Rigorous Experimental Design: Model capacity control experiments rule out the alternative explanation of "more parameters," and the adaptive vs. fixed comparison establishes the necessity of dynamic allocation.

Limitations & Future Work¶

Theoretical analysis covers only the effect of boosting on gap convergence; overall convergence of the complete framework is not proved.
The number of classifiers grows monotonically during training, introducing linear inference overhead.
Validation is limited to classification tasks; downstream tasks such as retrieval, generation, and segmentation remain unexplored.
Adaptation to early fusion architectures is not discussed.
The hyperparameter \(t_N\) is set manually per dataset, lacking an adaptive selection mechanism.

vs. OGM: OGM slows dominant modality learning via gradient modulation; this work directly increases weak modality classifier capacity—addressing a more fundamental issue.
vs. MLA: MLA alternates training to transfer optimization information and bridge the gap; this work explicitly enhances the weak modality via boosting—achieving 1.5% higher accuracy on CREMAD (vs. LFM).
vs.
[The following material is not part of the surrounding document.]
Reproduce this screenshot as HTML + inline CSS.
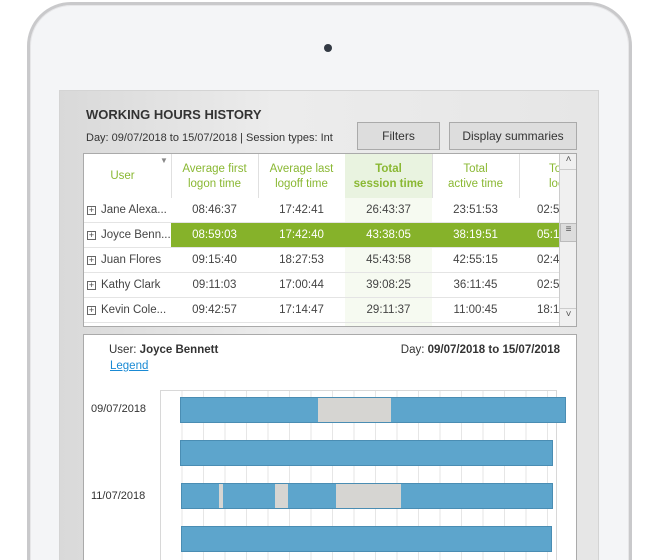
<!DOCTYPE html><html><head><style>
*{margin:0;padding:0;box-sizing:border-box}
html,body{width:657px;height:560px;overflow:hidden}
body{background:#fff;font-family:"Liberation Sans",sans-serif;position:relative}
#wrap{position:absolute;left:0;top:0;width:657px;height:560px;overflow:hidden}
.tab{position:absolute;left:27px;top:2px;width:605px;height:640px;border-radius:44px;background:#f4f5f7;border:3px solid #c9c9cb;box-shadow:inset 0 0 0 1px #e6e6e8}
.cam{position:absolute;left:324px;top:44px;width:8px;height:8px;border-radius:50%;background:#333a44}
.scr{position:absolute;left:59px;top:90px;width:540px;height:480px;background:linear-gradient(90deg,#d9d9d9,#ececec 40%,#e6e6e6);border:1px solid #d4d4d4}
.t{position:absolute;font-size:11.5px;color:#333}
.btn{position:absolute;top:122px;height:28px;background:#ddd;border:1px solid #aaa;font-size:12px;color:#333;text-align:center;line-height:26px}
.grid{position:absolute;left:83px;top:153px;width:494px;height:174px;background:#fff;border:1px solid #aaa;overflow:hidden}
.c{position:absolute;text-align:center;font-size:11.5px;color:#444}
.h{color:#8ab833;line-height:15px}
.sb{position:absolute;left:475px;top:0;width:18px;height:172px;background:#f0f0f0;border-left:1px solid #ccc}
.chart{position:absolute;left:83px;top:334px;width:494px;height:240px;background:#fff;border:1px solid #aaa;overflow:hidden}
.bar{position:absolute;height:26px;background:#5da5cc;border:1px solid #4a8db3}
.gr{position:absolute;height:24px;background:#d6d5d2;top:0}
</style></head><body><div id="wrap">
<div class="tab"></div><div class="cam"></div>
<div class="scr"></div>
<div class="t" style="left:86px;top:107px;font-weight:bold;font-size:13px;color:#333">WORKING HOURS HISTORY</div>
<div class="t" style="left:86px;top:132px;font-size:11px">Day: 09/07/2018 to 15/07/2018 | Session types: Int</div>
<div class="btn" style="left:357px;width:83px">Filters</div>
<div class="btn" style="left:449px;width:128px">Display summaries</div>
<div class="grid">
<div style="position:absolute;left:261px;top:0;width:87px;height:172px;background:#f6faf1"></div>
<div style="position:absolute;left:261px;top:0;width:87px;height:44px;background:#e9f3e0"></div>
<div class="c h" style="left:0;width:77px;top:15px">User</div>
<div style="position:absolute;left:76px;top:2px;font-size:8px;color:#888">▼</div>
<div class="c h" style="left:87px;width:87px;top:8px">Average first<br>logon time</div>
<div class="c h" style="left:174px;width:87px;top:8px">Average last<br>logoff time</div>
<div class="c h" style="left:261px;width:87px;top:8px;font-weight:bold">Total<br>session time</div>
<div class="c h" style="left:348px;width:87px;top:8px">Total<br>active time</div>
<div class="c h" style="left:435px;width:87px;top:8px;text-align:left;padding-left:30px">To<br>locked</div>
<div style="position:absolute;left:87px;top:0;width:1px;height:44px;background:#e0e0e0"></div>
<div style="position:absolute;left:174px;top:0;width:1px;height:44px;background:#e0e0e0"></div>
<div style="position:absolute;left:348px;top:0;width:1px;height:44px;background:#e0e0e0"></div>
<div style="position:absolute;left:435px;top:0;width:1px;height:44px;background:#e0e0e0"></div>
<div style="position:absolute;left:87px;top:69px;width:388px;height:25px;background:#86b22a"></div>
<div id="rows"></div>
<div class="sb"><div style="text-align:center;font-size:10px;color:#555;height:16px;border-bottom:1px solid #ccc">˄</div>
<div style="position:absolute;top:69px;left:0;width:17px;height:19px;background:#ddd;border:1px solid #bbb;text-align:center;font-size:10px;color:#555">≡</div>
<div style="position:absolute;top:154px;width:17px;text-align:center;font-size:10px;color:#555;border-top:1px solid #ccc">˅</div></div>
</div>
<div class="chart">
<div class="t" style="left:25px;top:9px">User: <b>Joyce Bennett</b></div>
<div class="t" style="left:26px;top:25px;color:#1a8ad4;text-decoration:underline">Legend</div>
<div class="t" style="right:16px;top:9px">Day: <b>09/07/2018 to 15/07/2018</b></div>
<div style="position:absolute;left:76px;top:55px;width:397px;height:200px;border:1px solid #d8d8d8;background:repeating-linear-gradient(90deg,transparent 0,transparent 20.5px,#e6e6e6 20.5px,#e6e6e6 21.5px)"></div>
<div class="t" style="left:7px;top:68px;font-size:11px">09/07/2018</div>
<div class="t" style="left:7px;top:155px;font-size:11px">11/07/2018</div>
<div class="bar" style="left:96px;top:62px;width:386px"><div class="gr" style="left:137px;width:73px"></div></div>
<div class="bar" style="left:96px;top:105px;width:373px"></div>
<div class="bar" style="left:97px;top:148px;width:372px"><div class="gr" style="left:37px;width:4px"></div><div class="gr" style="left:93px;width:13px"></div><div class="gr" style="left:154px;width:65px"></div></div>
<div class="bar" style="left:97px;top:191px;width:371px"></div>
</div>
</div>
<script>
var d=[["Jane Alexa...","08:46:37","17:42:41","26:43:37","23:51:53","02:5"],["Joyce Benn...","08:59:03","17:42:40","43:38:05","38:19:51","05:1"],["Juan Flores","09:15:40","18:27:53","45:43:58","42:55:15","02:4"],["Kathy Clark","09:11:03","17:00:44","39:08:25","36:11:45","02:5"],["Kevin Cole...","09:42:57","17:14:47","29:11:37","11:00:45","18:1"]];
var h="";d.forEach(function(r,i){var y=44+i*25,col=i==1?"#fff":"#444";
h+='<div style="position:absolute;left:0;top:'+(y+24)+'px;width:475px;height:1px;background:#e4e4e4"></div>';
h+='<div class="c" style="left:3px;top:'+(y+6)+'px;text-align:left;white-space:nowrap"><span style="display:inline-block;width:9px;height:9px;border:1px solid #666;font-size:9px;line-height:7px;text-align:center;margin-right:5px">+</span>'+r[0]+'</div>';
for(var k=1;k<5;k++)h+='<div class="c" style="left:'+(87*k)+'px;width:87px;top:'+(y+6)+'px;color:'+col+'">'+r[k]+'</div>';
h+='<div class="c" style="left:453px;top:'+(y+6)+'px;color:'+col+'">'+r[5]+'</div>';});
document.getElementById("rows").innerHTML=h;
</script>
</body></html>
ReconBoost: Both employ gradient boosting, but ReconBoost aims to iteratively capture cross-modal complementary information, whereas this work directly improves weak modality classification ability—differing in both motivation and mechanism.
vs. Increasing Network Capacity: Scaling R18→R34 (+11.5M parameters) yields worse results; the multi-classifier ensemble (+1M parameters) performs far better—structure matters more than capacity.

Rating¶

Novelty: ⭐⭐⭐⭐ The classification ability disproportion perspective and the application of sustained boosting in MML offer clear originality.
Experimental Thoroughness: ⭐⭐⭐⭐⭐ Six datasets, 17 baselines, ablation studies, strategy comparisons, capacity control, missing modality robustness, and t-SNE visualization.
Writing Quality: ⭐⭐⭐⭐ The toy experiment provides clear intuition; the problem→method→theory logical chain is complete.
Value: ⭐⭐⭐⭐ Provides a new theoretical framework and practical approach for multimodal imbalance; the 20% absolute improvement on CREMAD is remarkable.